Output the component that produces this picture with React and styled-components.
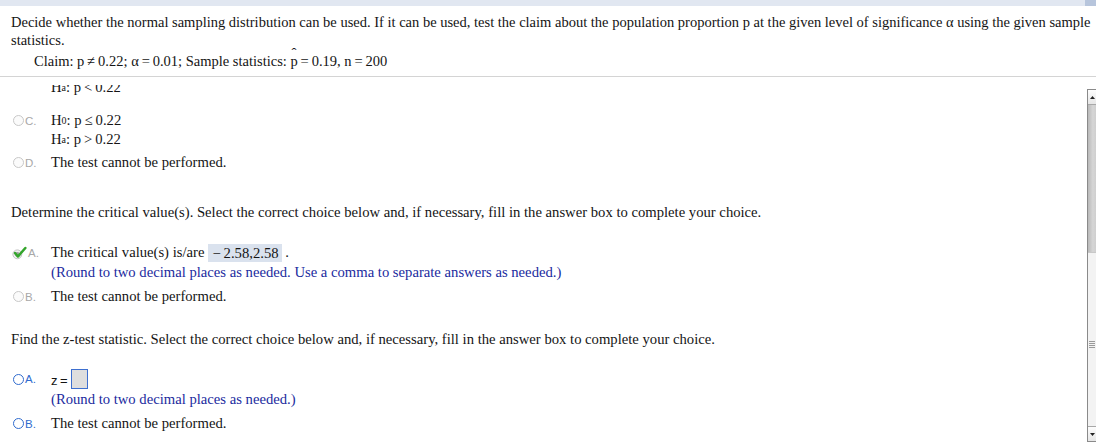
import React from "react";
import styled, { createGlobalStyle, css } from "styled-components";

const GlobalStyle = createGlobalStyle`
  html, body { margin: 0; padding: 0; background: #fff; }
  body {
    font-family: "Liberation Serif", "Times New Roman", serif;
    font-size: 14.67px;
    color: #141414;
    overflow: hidden;
  }
`;

const Page = styled.div`
  width: 1096px;
  height: 447px;
  display: flex;
  flex-direction: column;
  overflow: hidden;
`;

const TopBar = styled.div`
  height: 6px;
  flex: none;
  background: #e1e7f1;
  display: flex;
  justify-content: flex-end;
`;

const TopCorner = styled.div`
  width: 11px;
  background: #b7c5dc;
`;

const Question = styled.div`
  padding: 7px 0 0 11px;
  flex: none;
`;

const Prompt = styled.div`
  line-height: 18px;
  font-size: 14.5px;
  white-space: nowrap;
`;

const Claim = styled.div`
  margin-top: 3px;
  padding-left: 23px;
  line-height: 18px;
  font-size: 14.5px;
`;

const Divider = styled.div`
  flex: none;
  margin-top: 6px;
  border-top: 1px solid #d4d4d4;
`;

const Pane = styled.div`
  flex: 1;
  display: flex;
  min-height: 0;
`;

const Viewport = styled.div`
  flex: 1;
  margin-top: 8px;
  overflow: hidden;
`;

const Scroller = styled.div`
  margin-top: ${(p) => p.$offset}px;
`;

const ScrollBar = styled.div`
  flex: none;
  width: 8px;
  margin-top: 12px;
  height: 351px;
  border: 1px solid #8a8a8a;
  border-right: none;
  display: flex;
  flex-direction: column;
  background: #f3f3f3;
`;

const ArrowBtn = styled.div`
  height: 14px;
  flex: none;
  background: linear-gradient(#fdfdfd, #e6e6e6);
  border-${(p) => (p.$down ? "top" : "bottom")}: 1px solid #a8a8a8;
  display: flex;
  align-items: center;
  justify-content: center;
`;

const Thumb = styled.div`
  height: 147px;
  flex: none;
  background: linear-gradient(90deg, #b9b9b9, #d6d6d6 60%, #cfcfcf);
  border-bottom: 1px solid #c8c8c8;
`;

const Track = styled.div`
  flex: 1;
  display: flex;
  flex-direction: column;
  justify-content: center;
  align-items: center;
`;

const Grip = styled.div`
  width: 6px;
  height: 7px;
  background: repeating-linear-gradient(#9a9a9a 0 1px, transparent 1px 2px);
  margin-top: 10px;
`;

const Section = styled.div`
  padding-left: 11px;
  line-height: 19px;
  white-space: nowrap;
  margin: ${(p) => p.$top}px 0 ${(p) => p.$bottom}px;
`;

const Option = styled.div`
  display: grid;
  grid-template-columns: 38px 1fr;
  padding-left: 13px;
  margin-bottom: ${(p) => p.$gap ?? 4}px;
`;

const Marker = styled.div`
  display: flex;
  align-items: center;
  height: ${(p) => p.$h ?? 19}px;
  gap: 1px;
`;

const Circle = styled.span`
  width: 11px;
  height: 11px;
  border-radius: 50%;
  box-sizing: border-box;
  flex: none;
  ${(p) =>
    p.$active
      ? css`
          border: 1.5px solid #2f6bce;
          background: #fff;
        `
      : css`
          border: 1px solid #c8c8c8;
          background: #fbfbfb;
        `}
`;

const Letter = styled.span`
  font-family: "Liberation Sans", Arial, sans-serif;
  font-size: 11.5px;
  color: ${(p) => (p.$active ? "#2f6bce" : "#a8a8a8")};
`;

const CheckWrap = styled.span`
  width: 16px;
  height: 16px;
  flex: none;
  margin-left: -1px;
  margin-right: -1px;
  display: inline-flex;
`;

const Body = styled.div`
  line-height: 19px;
`;

const Line = styled.div`
  height: ${(p) => p.$h ?? 19}px;
  display: flex;
  align-items: center;
  white-space: nowrap;
  color: ${(p) => (p.$hint ? "#1a2a9e" : "#141414")};
`;

const Sub = styled.sub`
  font-size: 10px;
  vertical-align: -4px;
  line-height: 0;
`;

const HatP = styled.span`
  position: relative;
  display: inline-block;
`;

const Hat = styled.span`
  position: absolute;
  left: 1px;
  top: -6px;
  font-size: 15px;
  line-height: 1;
`;

const Answer = styled.span`
  background: #dae2ee;
  padding: 0 3px 0 4px;
  margin-left: 4px;
  line-height: 18px;
  display: inline-block;
`;

const Sans = styled.span`
  font-family: "Liberation Sans", Arial, sans-serif;
  font-size: 13px;
  margin-right: 2px;
  padding-top: 3px;
`;

const InputBox = styled.span`
  display: inline-block;
  width: 15px;
  height: 18px;
  background: #dedede;
  border: 1px solid #3d6fcf;
  margin-left: 1px;
`;

function Radio({ letter, active }) {
  return (
    <>
      <Circle $active={active} />
      <Letter $active={active}>{letter}</Letter>
    </>
  );
}

function CheckedRadio({ letter }) {
  return (
    <>
      <CheckWrap>
        <svg width="18" height="16" viewBox="0 0 18 16">
          <circle cx="6" cy="9.5" r="5" fill="#f0f0f0" stroke="#bdbdbd" strokeWidth="1" />
          <circle cx="6" cy="9.5" r="2.7" fill="#a0a0a0" />
          <path d="M3.4 8 L6.6 12 L15 2.4" fill="none" stroke="#33a52b" strokeWidth="2.8" strokeLinecap="round" strokeLinejoin="round" />
        </svg>
      </CheckWrap>
      <Letter>{letter}</Letter>
    </>
  );
}

const Hyp = ({ h, rel, v }) => (
  <Line>
    H<Sub>{h}</Sub>:&nbsp;p&thinsp;{rel}&thinsp;{v}
  </Line>
);

export default function App() {
  return (
    <>
      <GlobalStyle />
      <Page>
        <TopBar>
          <TopCorner />
        </TopBar>
        <Question>
          <Prompt>
            Decide whether the normal sampling distribution can be used. If it can be used, test the claim about the
            population proportion p at the given level of significance α using the given sample
            <br />
            statistics.
          </Prompt>
          <Claim>
            Claim: p&thinsp;≠&thinsp;0.22; α&thinsp;=&thinsp;0.01; Sample statistics:{" "}
            <HatP>
              p<Hat>ˆ</Hat>
            </HatP>
            &thinsp;=&thinsp;0.19, n&thinsp;=&thinsp;200
          </Claim>
        </Question>
        <Divider />
        <Pane>
          <Viewport>
            <Scroller $offset={-26}>
              <Option $gap={14}>
                <Marker>
                  <Radio letter="B." />
                </Marker>
                <Body>
                  <Hyp h="0" rel="≥" v="0.22" />
                  <Hyp h="a" rel="<" v="0.22" />
                </Body>
              </Option>
              <Option>
                <Marker>
                  <Radio letter="C." />
                </Marker>
                <Body>
                  <Hyp h="0" rel="≤" v="0.22" />
                  <Hyp h="a" rel=">" v="0.22" />
                </Body>
              </Option>
              <Option>
                <Marker>
                  <Radio letter="D." />
                </Marker>
                <Body>
                  <Line>The test cannot be performed.</Line>
                </Body>
              </Option>

              <Section $top={31} $bottom={20}>
                Determine the critical value(s). Select the correct choice below and, if necessary, fill in the answer
                box to complete your choice.
              </Section>

              <Option $gap={5}>
                <Marker $h={21}>
                  <CheckedRadio letter="A." />
                </Marker>
                <Body>
                  <Line $h={21}>
                    The critical value(s) is/are <Answer>−&thinsp;2.58,2.58</Answer>&nbsp;.
                  </Line>
                  <Line $hint>(Round to two decimal places as needed. Use a comma to separate answers as needed.)</Line>
                </Body>
              </Option>
              <Option>
                <Marker>
                  <Radio letter="B." />
                </Marker>
                <Body>
                  <Line>The test cannot be performed.</Line>
                </Body>
              </Option>

              <Section $top={24} $bottom={19}>
                Find the z-test statistic. Select the correct choice below and, if necessary, fill in the answer box to
                complete your choice.
              </Section>

              <Option $gap={5}>
                <Marker $h={22}>
                  <Radio letter="A." active />
                </Marker>
                <Body>
                  <Line $h={22}>
                    <Sans>z&thinsp;=</Sans>
                    <InputBox />
                  </Line>
                  <Line $hint>(Round to two decimal places as needed.)</Line>
                </Body>
              </Option>
              <Option>
                <Marker>
                  <Radio letter="B." active />
                </Marker>
                <Body>
                  <Line>The test cannot be performed.</Line>
                </Body>
              </Option>
            </Scroller>
          </Viewport>
          <ScrollBar>
            <ArrowBtn>
              <svg width="5" height="3" viewBox="0 0 5 3">
                <path d="M0 3 L2.5 0 L5 3 Z" fill="#222" />
              </svg>
            </ArrowBtn>
            <Thumb />
            <Track>
              <Grip />
            </Track>
            <ArrowBtn $down>
              <svg width="5" height="3" viewBox="0 0 5 3">
                <path d="M0 0 L2.5 3 L5 0 Z" fill="#222" />
              </svg>
            </ArrowBtn>
          </ScrollBar>
        </Pane>
      </Page>
    </>
  );
}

= = =

● **EXERCISE REQUIREMENTS**
Identify each line holding the string "components", and copy it out.

● **FULL RESPONSE**
Output the component that produces this picture with React and styled-components.
import styled, { createGlobalStyle, css } from "styled-components";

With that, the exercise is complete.